Last up for this week’s recommendations for stocks to add to your watchlist; we have blue-chip Dow Inc. (DOW). The ticker has received a lot of attention for its wild price movement in recent months, increasing to $70 in May and then sinking to $55.53 last week.
Dow is a world leader in essential chemicals like polyurethanes, and demand for Dow’s products is soaring, despite increasing prices in recent months. In July, Dow reported its best-ever quarter in history. Sales were up 66% year over year. EPS was up to $2.51 per share versus a loss of $0.31 in Q2 2020. The company’s debt was down by $1.1 billion with no significant debt maturing before late 2025 and reported free cash of $1.7 billion. Yet, the stock has lost nearly 20% in value over the past three months.

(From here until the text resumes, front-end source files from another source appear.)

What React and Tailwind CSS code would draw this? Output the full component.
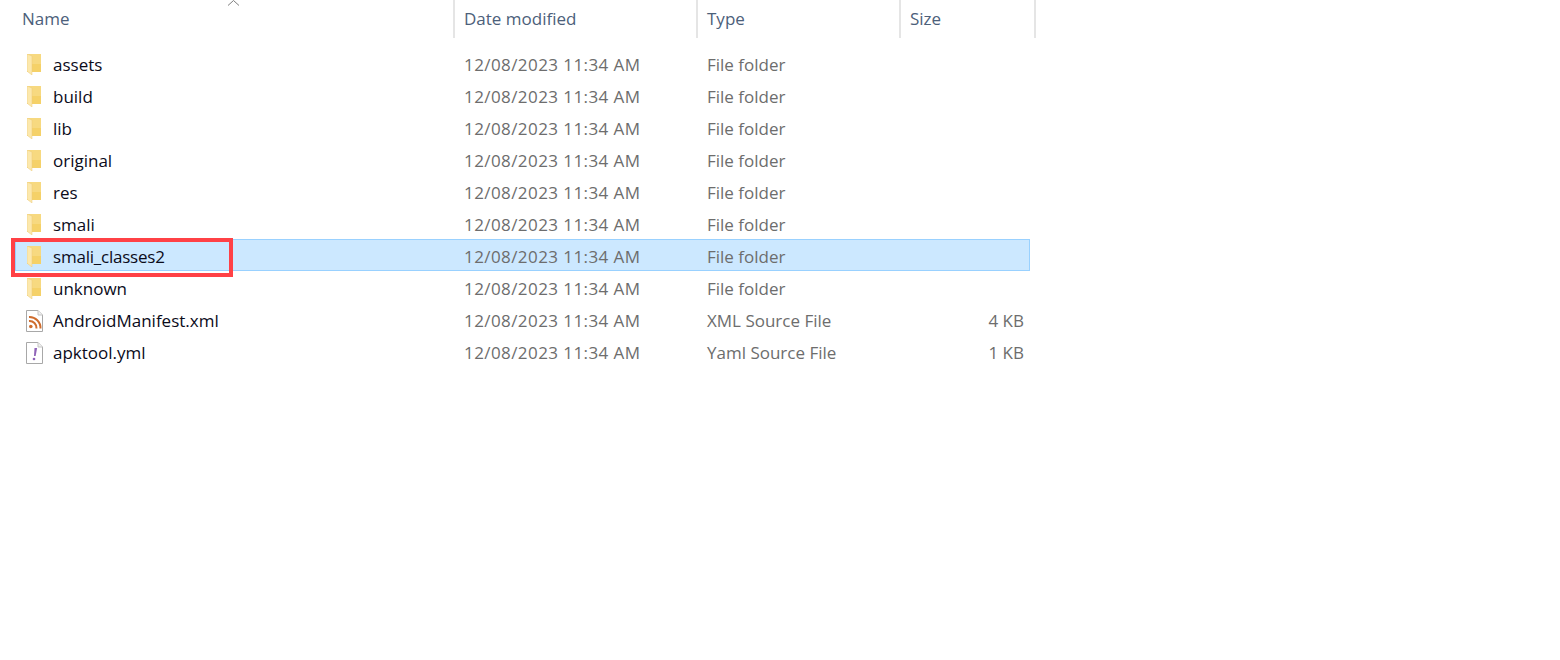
import { useState } from "react";

const files = [
  { name: "assets", type: "File folder", size: "", icon: "folder" },
  { name: "build", type: "File folder", size: "", icon: "folder" },
  { name: "lib", type: "File folder", size: "", icon: "folder" },
  { name: "original", type: "File folder", size: "", icon: "folder" },
  { name: "res", type: "File folder", size: "", icon: "folder" },
  { name: "smali", type: "File folder", size: "", icon: "folder" },
  { name: "smali_classes2", type: "File folder", size: "", icon: "folder", selected: true },
  { name: "unknown", type: "File folder", size: "", icon: "folder" },
  { name: "AndroidManifest.xml", type: "XML Source File", size: "4 KB", icon: "xml" },
  { name: "apktool.yml", type: "Yaml Source File", size: "1 KB", icon: "yml" },
];

const FolderIcon = () => (
  <svg width="14" height="21" viewBox="0 0 14 21">
    <path d="M0 0h14v18H0z" fill="#f7d980" />
    <path d="M5 10h9v8H5z" fill="#f5d168" />
    <path d="M0 0l5 2v19l-4-3-1-1z" fill="#fce8ac" stroke="#ecca78" strokeWidth="0.5" />
  </svg>
);

const DocIcon = ({ children }) => (
  <svg width="17" height="22" viewBox="0 0 17 22">
    <path d="M0.5 0.5H12L16.5 5V21.5H0.5Z" fill="#fff" stroke="#a8a8a8" />
    <path d="M12 0.5V5H16.5" fill="#f0f0f0" stroke="#c4c4c4" />
    {children}
  </svg>
);

const FileIcon = ({ kind }) => {
  if (kind === "folder") return <FolderIcon />;
  if (kind === "xml") {
    return (
      <DocIcon>
        <circle cx="4.8" cy="16.5" r="1.8" fill="#cf6d2e" />
        <path d="M3 11a7 7 0 0 1 7.500 7.500" fill="none" stroke="#cf6d2e" strokeWidth="2" />
        <path d="M3 7a11 11 0 0 1 11.500 11.500" fill="none" stroke="#cf6d2e" strokeWidth="2" />
      </DocIcon>
    );
  }
  return (
    <DocIcon>
      <path d="M8.500 6h2.600L9.600 14H8z" fill="#8f63b8" />
      <circle cx="8" cy="17" r="1.300" fill="#8f63b8" />
    </DocIcon>
  );
};

const App = () => {
  const [rows] = useState(files);

  return (
    <div className="relative h-[660px] w-[1560px] overflow-hidden bg-white font-['Open_Sans',sans-serif] text-[17px]">
      {/* Header */}
      <div className="flex h-[38px] w-[1036px] text-[#4c607a]">
        <div className="w-[455px] border-r-2 border-[#e5e5e5] pl-[22px] pt-[6px]">Name</div>
        <div className="w-[243px] border-r-2 border-[#e5e5e5] pl-[9px] pt-[6px]">Date modified</div>
        <div className="w-[203px] border-r-2 border-[#e5e5e5] pl-[9px] pt-[6px]">Type</div>
        <div className="w-[135px] border-r-2 border-[#e5e5e5] pl-[9px] pt-[6px]">Size</div>
      </div>

      {/* Sort arrow */}
      <svg className="absolute left-[227px] top-0" width="13" height="6" viewBox="0 0 13 6">
        <path d="M1 5.500L6.500 0.500L12 5.500" fill="none" stroke="#7d7d7d" />
      </svg>

      {/* File rows */}
      <div className="ml-[15px] mt-[9px] flex w-[1015px] flex-col">
        {rows.map((file) => (
          <div
            key={file.name}
            className={`flex h-8 items-center border pt-[3px] ${
              file.selected ? "border-[#99d1ff] bg-[#cce8ff]" : "border-transparent"
            }`}
          >
            <div className="flex w-[448px] items-center">
              <span className={`flex w-[37px] ${file.icon === "folder" ? "pl-[11px]" : "pl-[10px]"}`}>
                <FileIcon kind={file.icon} />
              </span>
              <span className={`text-[#0b0b1a] ${file.selected ? "tracking-[-0.22px]" : ""}`}>{file.name}</span>
            </div>
            <div className="w-[243px] tracking-[0.42px] text-[#6d6d6d]">12/08/2023 11:34 AM</div>
            <div className="w-[203px] text-[#6d6d6d]">{file.type}</div>
            <div className="w-[114px] text-right text-[#6d6d6d]">{file.size}</div>
          </div>
        ))}
      </div>

      {/* Red highlight */}
      <div className="absolute left-[11px] top-[238px] h-[39px] w-[222px] border-4 border-[#ff4146]" />
    </div>
  );
};

export default App;
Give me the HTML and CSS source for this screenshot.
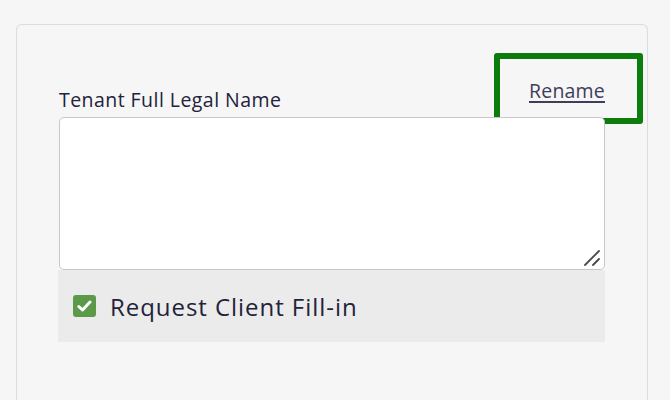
FILE: index.html
```html
<!DOCTYPE html>
<html>
<head>
<meta charset="utf-8">
<link rel="stylesheet" href="styles.css">
</head>
<body>
<div class="card">
  <div class="field">
    <div class="label-row">
      <span class="label">Tenant Full Legal Name</span>
      <span class="rename-box"><a class="rename" href="#">Rename</a></span>
    </div>
    <div class="textarea">
      <svg class="grip" width="18" height="18" viewBox="0 0 18 18"><path d="M2 16 L16 2 M10 16 L16 10" stroke="#4a4a4a" stroke-width="1.8" stroke-linecap="round" fill="none"/></svg>
    </div>
    <div class="fill-row">
      <span class="check"><svg width="15" height="12" viewBox="0 0 15 12"><path d="M1.8 6.5 L5.5 10 L13 2" stroke="#fff" stroke-width="3" fill="none" stroke-linecap="round" stroke-linejoin="round"/></svg></span>
      <span class="fill-text">Request Client Fill-in</span>
    </div>
  </div>
</div>
</body>
</html>
```
FILE: styles.css
```css
html, body {
  margin: 0;
  padding: 0;
  background: #f6f6f6;
  font-family: "Open Sans", "DejaVu Sans", sans-serif;
  color: #22223a;
}
html {
  height: 400px;
  overflow: hidden;
}
body {
  padding: 24px 22px 0 16px;
  height: 400px;
  box-sizing: border-box;
}
.card {
  border: 1.5px solid #dcdcdc;
  border-bottom: none;
  border-radius: 6px 6px 0 0;
  height: 376px;
  box-sizing: border-box;
  padding: 28px 41px 0 41px;
  background: #f6f6f6;
}
.field {
  width: 547px;
}
.label-row {
  display: flex;
  justify-content: space-between;
  align-items: flex-end;
  height: 64px;
  position: relative;
}
.label {
  font-size: 19.5px;
  letter-spacing: 0.45px;
  line-height: 24px;
  margin-left: 1px;
  margin-bottom: 5px;
}
.rename-box {
  position: absolute;
  right: -38px;
  top: 0;
  width: 149px;
  height: 71px;
  border: 6px solid #0c7d0c;
  border-radius: 3px;
  display: flex;
  align-items: center;
  padding-left: 29px;
  padding-top: 4px;
  box-sizing: border-box;
}
.rename {
  font-size: 19.5px;
  color: #3f3d5c;
  text-decoration: underline;
  text-underline-offset: 3px;
  text-decoration-thickness: 1.5px;
  letter-spacing: 0.2px;
}
.textarea {
  height: 151px;
  background: #fff;
  border: 1px solid #c8c8cc;
  border-radius: 5px;
  position: relative;
  margin-left: 1px;
}
.grip {
  position: absolute;
  right: 3px;
  bottom: 2px;
}
.fill-row {
  background: #ebebeb;
  height: 72px;
  display: flex;
  align-items: center;
  padding-left: 15px;
  gap: 14px;
}
.check {
  width: 23px;
  height: 22px;
  background: #5c9a4a;
  border-radius: 3px;
  display: flex;
  align-items: center;
  justify-content: center;
}
.fill-text {
  font-size: 24px;
  letter-spacing: 0.95px;
}
```
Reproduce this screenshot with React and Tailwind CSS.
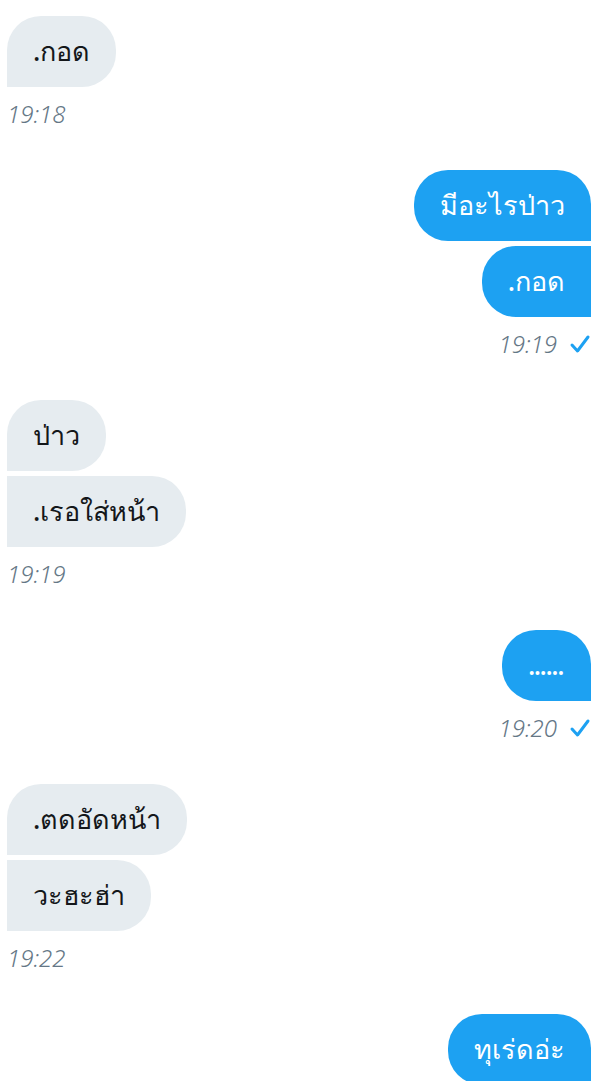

Dow’s momentum in earnings and cash flow seems here to stay as activity in key end markets like manufacturing, construction, automotive, and personal care pick up. Notably, the company hasn’t missed one single dividend payment since 1912 — that’s 109 years and counting. Dow investors currently benefit from a solid, 4.6% dividend.
The stock appears to be a bargain against the chemical industry. Dow’s P/E ratio of 10.3x is below its peer average of 22.76x. The 21 analysts offering 12-month price forecasts for Dow Inc. have a median 12-month price target of $69, representing a 21.5% increase from the current price. There’s plenty of reasons to add this evergreen to your watchlist and even possibly strike up a position in the near future.